Knowledge Organisers
To further support our children’s developing subject knowledge, knowledge organisers form a central part in the implementation of our knowledge-rich curriculum within the classroom. Within lessons, pupils have access to these tools at all times to help them gain, retain and build the knowledge and skills. As a constant point of reference, we expect our children to use the knowledge organisers to support them in applying subject-specific vocabulary in their explanations.
A knowledge organiser is a document, usually no more than two sides of A4, that contains key facts and information that children need to have a basic knowledge and understanding of a topic.
Our knowledge organisers will include:
• the essential facts about the topic, usually laid out in easily digestible chunks
• key vocabulary or technical terms and their meanings
• images such as maps or diagrams
• famous quotations, if relevant.
We all want children to gain specific knowledge in each curriculum subject that builds up over time. At Powers Hall Academy, knowledge organisers play a useful role here, as they focus on one subject or topic and grow in complexity across year groups. The main benefit of knowledge organisers is that they give our children and teachers the ‘bigger picture’ of a topic, subject area or specific concepts. Some topics can be complicated, so having the essential knowledge, clear diagrams, explanations and key terms on one document can be really helpful.

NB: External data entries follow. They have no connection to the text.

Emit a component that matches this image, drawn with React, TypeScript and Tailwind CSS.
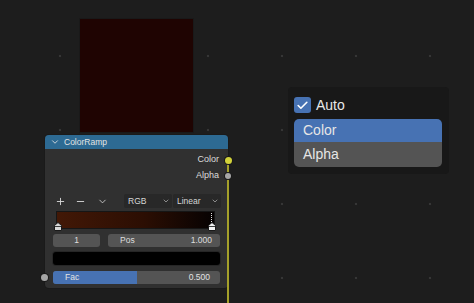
import { ChevronDown, Plus, Minus, Check } from "lucide-react"

const FONT = { fontFamily: '"Liberation Sans", Arial, sans-serif' }

function StopMarker({ active }: { active?: boolean }) {
  return (
    <svg width="8" height="9" viewBox="0 0 8 9" className="block">
      <path d="M0.5 3.5 L4 0.5 L7.5 3.5 L7.5 8.5 L0.5 8.5 Z" fill={active ? "#f2f2f2" : "#d8d8d8"} stroke="#1a1a1a" strokeWidth="1" />
      <line x1="1" y1="4.5" x2="7" y2="4.5" stroke="#3a3a3a" strokeWidth="1" />
    </svg>
  )
}

function Dropdown({ label }: { label: string }) {
  return (
    <div className="flex h-full flex-1 items-center justify-between rounded-[2px] bg-[#282828] pl-[4px] pr-[2px] text-[8.5px] text-[#d6d6d6]">
      <span>{label}</span>
      <ChevronDown size={8} strokeWidth={2} className="text-[#bdbdbd]" />
    </div>
  )
}

function ColorRampNode() {
  return (
    <div className="absolute left-[45px] top-[135px] flex w-[183px] flex-col rounded-[4px] bg-[#303030] shadow-[0_0_0_1px_#1a1a1a]" style={FONT}>
      <div className="flex h-[14px] items-center gap-[4px] rounded-t-[4px] bg-[#2d6a93] pl-[5px] text-[8.5px] text-[#e4e4e4]">
        <ChevronDown size={10} strokeWidth={2} />
        <span>ColorRamp</span>
      </div>

      <div className="mt-[3px] flex h-[16px] items-center justify-end pr-[9px] text-[9px] text-[#dcdcdc]">Color</div>
      <div className="flex h-[16px] items-center justify-end pr-[9px] text-[9px] text-[#dcdcdc]">Alpha</div>

      <div className="mt-[10px] flex h-[14px] items-center pl-[10px] pr-[7px] text-[#d8d8d8]">
        <Plus size={11} strokeWidth={2} />
        <Minus size={11} strokeWidth={2} className="ml-[9px]" />
        <ChevronDown size={11} strokeWidth={1.8} className="ml-[11px]" />
        <div className="ml-[16px] flex h-full flex-1 gap-[1px]">
          <Dropdown label="RGB" />
          <Dropdown label="Linear" />
        </div>
      </div>

      <div className="relative ml-[12px] mr-[14px] mt-[4px] h-[16px]">
        <div className="h-full w-full bg-[linear-gradient(to_right,#421806,#2c0e03_55%,#060202)] shadow-[0_0_0_1px_#161616]" />
        <div className="absolute -left-[3px] top-[10px]"><StopMarker /></div>
        <div className="absolute right-[2px] top-[1px] h-[9px] border-l border-dotted border-[#e0e0e0]" />
        <div className="absolute -right-[2px] top-[10px]"><StopMarker active /></div>
      </div>

      <div className="mt-[6px] flex h-[13px] gap-[8px] px-[8px] text-[8.5px] text-[#dedede]">
        <div className="flex w-[47px] items-center justify-center rounded-[3px] bg-[#545454]">1</div>
        <div className="flex flex-1 items-center justify-between rounded-[3px] bg-[#545454] pl-[12px] pr-[8px]">
          <span>Pos</span>
          <span>1.000</span>
        </div>
      </div>

      <div className="mx-[8px] mt-[5px] h-[13px] rounded-[3px] bg-black shadow-[0_0_0_1px_#262626]" />

      <div className="mx-[8px] mt-[6px] flex h-[13px] overflow-hidden rounded-[3px] bg-[#545454] text-[8.5px] text-[#e2e2e2]">
        <div className="flex w-1/2 items-center bg-[#4772b3] pl-[12px]">Fac</div>
        <div className="flex flex-1 items-center justify-end pr-[10px]">0.500</div>
      </div>

      <div className="mb-[4px]" />

      <div className="absolute -left-[4px] top-[138.5px] h-[7px] w-[7px] rounded-full bg-[#a6a6a6] shadow-[0_0_0_1px_#1a1a1a]" />
    </div>
  )
}

function ChannelMenu() {
  return (
    <div className="absolute left-[288px] top-[87px] w-[161px] rounded-[4px] bg-[#181818] pb-[7px] pl-[6px] pr-[7px] pt-[10px]" style={FONT}>
      <div className="flex h-[16px] items-center gap-[5px]">
        <div className="flex h-[16px] w-[17px] items-center justify-center rounded-[3px] bg-[#4772b3]">
          <Check size={13} strokeWidth={3} className="text-white" />
        </div>
        <span className="text-[14px] text-[#e8e8e8]">Auto</span>
      </div>
      <div className="mt-[6px] overflow-hidden rounded-[5px] text-[14px] text-[#e6e6e6]">
        <div className="flex h-[23px] items-center bg-[#4772b3] pl-[9px]">Color</div>
        <div className="flex h-[25px] items-center bg-[#545454] pl-[9px]">Alpha</div>
      </div>
    </div>
  )
}

export default function App() {
  return (
    <div className="relative h-[303px] w-[474px] overflow-hidden bg-[#1d1d1d] bg-[radial-gradient(circle,#363636_1px,transparent_1.6px)] bg-[length:74px_74px] bg-[position:23px_19px]">
      {/* node preview */}
      <div className="absolute left-[80px] top-[19px] h-[113px] w-[113px] bg-[#1f0402] shadow-[0_0_0_1px_#191919]" />

      <ColorRampNode />

      {/* link from Color output, drawn over the node edge; sockets sit on top */}
      <div className="absolute left-[227px] top-[160px] h-[150px] w-[2px] bg-[#a4a02a]" />
      <div className="absolute left-[224.5px] top-[156.5px] h-[7px] w-[7px] rounded-full bg-[#d2d23a] shadow-[0_0_0_1px_#1a1a1a]" />
      <div className="absolute left-[225px] top-[173px] h-[6px] w-[6px] rounded-full bg-[#a6a6a6] shadow-[0_0_0_1px_#1a1a1a]" />

      <ChannelMenu />
    </div>
  )
}
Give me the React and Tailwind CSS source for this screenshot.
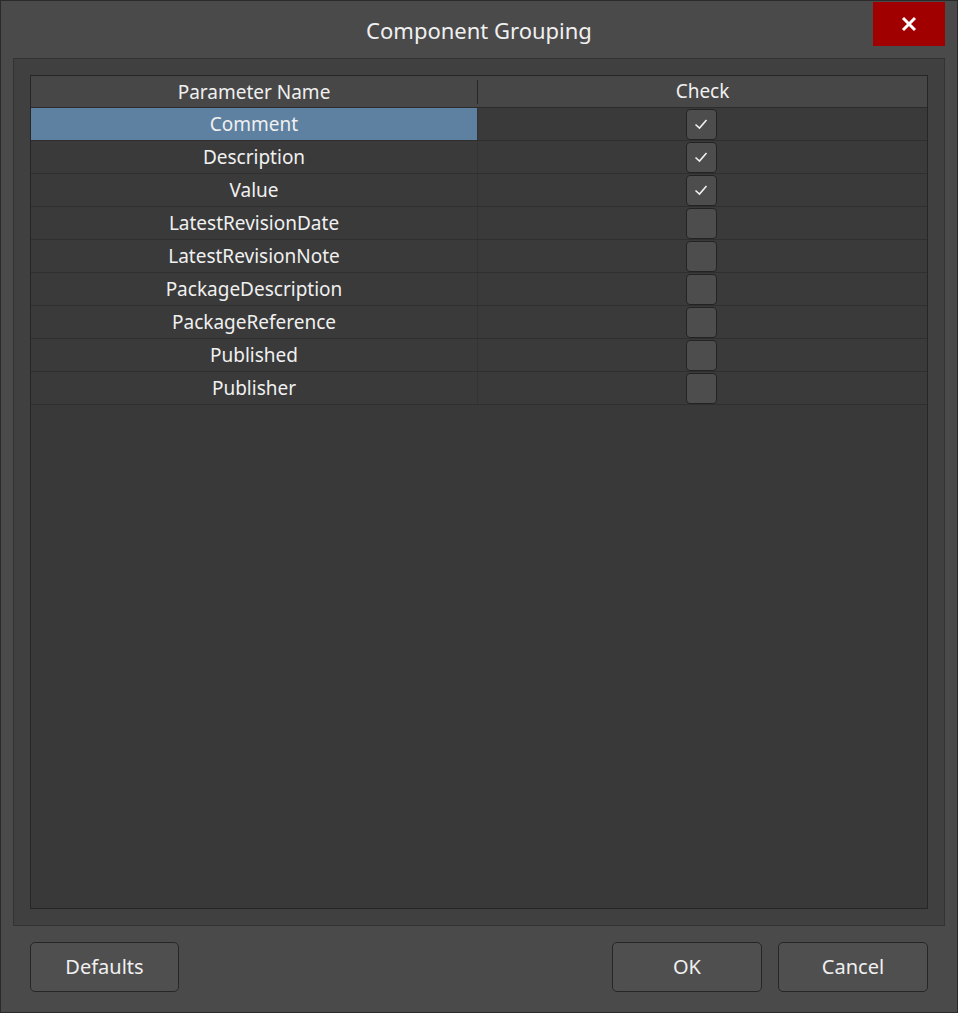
const ROWS = [
  ["Comment", true],
  ["Description", true],
  ["Value", true],
  ["LatestRevisionDate", false],
  ["LatestRevisionNote", false],
  ["PackageDescription", false],
  ["PackageReference", false],
  ["Published", false],
  ["Publisher", false],
];

function Box({ checked }) {
  return (
    <div className="w-[31px] h-[31px] rounded-[4px] border border-[#232323] bg-[#4d4d4d] flex items-center justify-center">
      {checked && (
        <svg width="16" height="16" viewBox="0 0 16 16" fill="none" stroke="#f0f0f0" strokeWidth="1.6">
          <path d="M2.5 8.5 L6.5 12 L13.5 4" />
        </svg>
      )}
    </div>
  );
}

export default function App() {
  return (
    <div className="w-[958px] h-[1013px] bg-[#4a4a4a] border border-[#2a2a2a] flex flex-col text-[#f0f0f0]" style={{ fontFamily: "'Noto Sans', 'Open Sans', sans-serif" }}>
      <div className="h-[57px] flex items-start relative shrink-0">
        <div className="flex-1 text-center text-[22px] pt-[13px]">Component Grouping</div>
        <div className="absolute right-[12px] top-[1px] w-[72px] h-[44px] bg-[#a00000] flex items-center justify-center">
          <svg width="18" height="18" viewBox="0 0 18 18" stroke="#fff" strokeWidth="3">
            <path d="M3 3 L15 15 M15 3 L3 15" />
          </svg>
        </div>
      </div>
      <div className="mx-[12px] h-[868px] bg-[#404040] border border-[#333] p-[16px]">
        <div className="h-full bg-[#393939] border border-[#262626] flex flex-col text-[19px]">
          <div className="h-[32px] bg-[#474747] flex items-center shrink-0 border-b border-[#2c2c2c]">
            <div className="w-[447px] text-center border-r border-[#262626] h-[24px] leading-[24px]">Parameter Name</div>
            <div className="flex-1 text-center">Check</div>
          </div>
          {ROWS.map(([name, c], i) => (
            <div key={name} className="h-[33px] flex border-b border-[#2f2f2f]">
              <div className={`w-[447px] flex items-center justify-center border-r border-[#333] ${i === 0 ? "bg-[#5f81a1]" : "bg-[#3a3a3a]"}`}>{name}</div>
              <div className="flex-1 flex items-center justify-center bg-[#3a3a3a] pr-[3px]">
                <Box checked={c} />
              </div>
            </div>
          ))}
        </div>
      </div>
      <div className="flex px-[29px] pt-[16px] text-[20px]">
        <button className="w-[149px] h-[50px] rounded-[5px] border border-[#262626] bg-[#4f4f4f]">Defaults</button>
        <div className="flex-1" />
        <button className="w-[150px] h-[50px] rounded-[5px] border border-[#262626] bg-[#4f4f4f]">OK</button>
        <button className="ml-[16px] w-[150px] h-[50px] rounded-[5px] border border-[#262626] bg-[#4f4f4f]">Cancel</button>
      </div>
    </div>
  );
}
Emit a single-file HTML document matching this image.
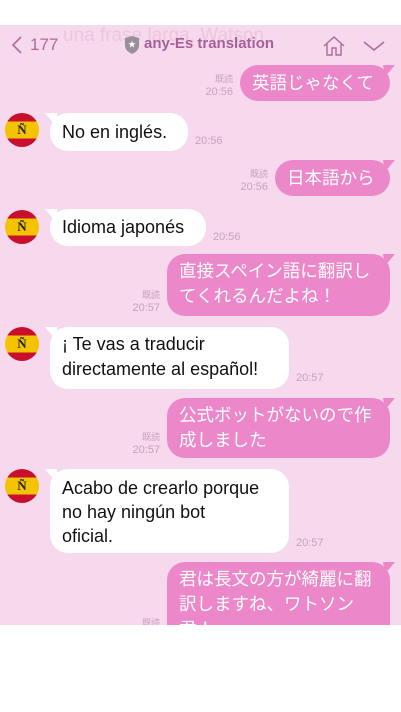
<!DOCTYPE html>
<html><head><meta charset="utf-8"><style>
*{margin:0;padding:0;box-sizing:border-box}
body{width:401px;height:712px;background:#fff;position:relative;overflow:hidden;font-family:"Liberation Sans","Noto Sans CJK JP",sans-serif}
.bg{position:absolute;left:0;top:25px;width:401px;height:600px;background:#f6d9ed;overflow:hidden}
.b{position:absolute;font-size:17.5px;line-height:26px;padding:5px 12px;border-radius:18px;white-space:nowrap}
.r{background:#ec88ca;color:#fff}
.l{background:#fff;color:#111;font-size:18px}
.r:after{content:"";position:absolute;right:-5px;top:0;width:12px;height:10px;background:#ec88ca;border-radius:0 0 0 10px;clip-path:polygon(0 0,100% 0,30% 100%,0 100%)}
.l:before{content:"";position:absolute;left:-5px;top:0;width:12px;height:10px;background:#fff;clip-path:polygon(0 0,100% 0,100% 100%,70% 100%)}
.t{position:absolute;font-size:11px;color:#c9a2bb;text-align:right;line-height:13px}
.t small{font-size:9px;display:block}
.av{position:absolute;left:5px;width:34px;height:34px;border-radius:50%;background:linear-gradient(#c8102e 0 25%,#f5c400 25% 75%,#c8102e 75%);text-align:center;font:bold 13px/34px "Liberation Serif",serif;color:#222}
</style></head><body>
<div class="bg">
<div style="position:absolute;left:63px;top:0px;font-size:19px;color:#ecc6dd">una frase larga, Watson</div>
<svg style="position:absolute;left:10px;top:10px" width="14" height="20"><path d="M11 2 L3 10 L11 18" stroke="#b06a9a" stroke-width="1.6" fill="none"/></svg>
<div style="position:absolute;left:30px;top:10px;font-size:17px;color:#b06a9a">177</div>
<svg style="position:absolute;left:124px;top:11px" width="16" height="18"><path d="M1 2 L8 0 L15 2 L15 9 Q15 15 8 18 Q1 15 1 9Z" fill="#9a8e98"/><text x="8" y="11" font-size="8" fill="#fff" text-anchor="middle">★</text></svg>
<div style="position:absolute;left:144px;top:10px;font-size:15px;font-weight:bold;color:#a8609a">any-Es translation</div>
<svg style="position:absolute;left:322px;top:9px" width="24" height="24"><path d="M2 12 L12 3 L22 12 M5 10 V21 H10 V14 H14 V21 H19 V10" stroke="#b06a9a" stroke-width="1.4" fill="none"/></svg>
<svg style="position:absolute;left:362px;top:14px" width="24" height="14"><path d="M2 3 L12 11 L22 3" stroke="#b06a9a" stroke-width="1.6" fill="none"/></svg>

<div class="b r" style="left:240px;top:40px;width:150px;height:36px">英語じゃなくて</div>
<div class="t" style="right:168px;top:48px"><small>既読</small>20:56</div>

<div class="av" style="top:88px">Ñ</div>
<div class="b l" style="left:50px;top:88px;width:138px;height:38px;padding-top:6px">No en inglés.</div>
<div class="t" style="left:195px;top:110px">20:56</div>

<div class="b r" style="left:275px;top:135px;width:115px;height:36px">日本語から</div>
<div class="t" style="right:133px;top:143px"><small>既読</small>20:56</div>

<div class="av" style="top:185px">Ñ</div>
<div class="b l" style="left:50px;top:184px;width:156px;height:37px">Idioma japonés</div>
<div class="t" style="left:213px;top:206px">20:56</div>

<div class="b r" style="left:167px;top:229px;width:223px;height:62px;line-height:25px">直接スペイン語に翻訳し<br>てくれるんだよね！</div>
<div class="t" style="right:241px;top:264px"><small>既読</small>20:57</div>

<div class="av" style="top:302px">Ñ</div>
<div class="b l" style="left:50px;top:302px;width:239px;height:62px;line-height:25px">¡ Te vas a traducir<br>directamente al español!</div>
<div class="t" style="left:296px;top:347px">20:57</div>

<div class="b r" style="left:167px;top:373px;width:223px;height:60px;line-height:25px">公式ボットがないので作<br>成しました</div>
<div class="t" style="right:241px;top:406px"><small>既読</small>20:57</div>

<div class="av" style="top:444px">Ñ</div>
<div class="b l" style="left:50px;top:444px;width:239px;height:84px;line-height:24px;padding-top:7px">Acabo de crearlo porque<br>no hay ningún bot<br>oficial.</div>
<div class="t" style="left:296px;top:512px">20:57</div>

<div class="b r" style="left:167px;top:537px;width:223px;height:90px;line-height:25px">君は長文の方が綺麗に翻<br>訳しますね、ワトソン<br>君！</div>
<div class="t" style="right:241px;top:592px"><small>既読</small></div>
</div>
</body></html>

Another key benefit is their use for retrieval practice during Power Hour. Regular retrieval of knowledge helps us remember more effectively (Roediger et al, 2011). Again, it helps us store knowledge in, and recall it from, the long-term memory and frees up space in the working memory to take on new knowledge.
Organisation of curriculum content in Curriculum 22
The structure of Curriculum 22 provides a robust framework on which to build deliverable content. The content is delivered through a range of broad and balanced, knowledge-rich projects. The knowledge and skills statements provide the foundation for, and are directly linked to, the sequential lesson plans and resources within each project. Each project follows the Cornerstones pedagogy of Engage, Develop, Innovate and Express.
The long-term plans below set out the projects for each year group and term. Projects are organised to maximise meaningful links between subjects, aspects and concepts.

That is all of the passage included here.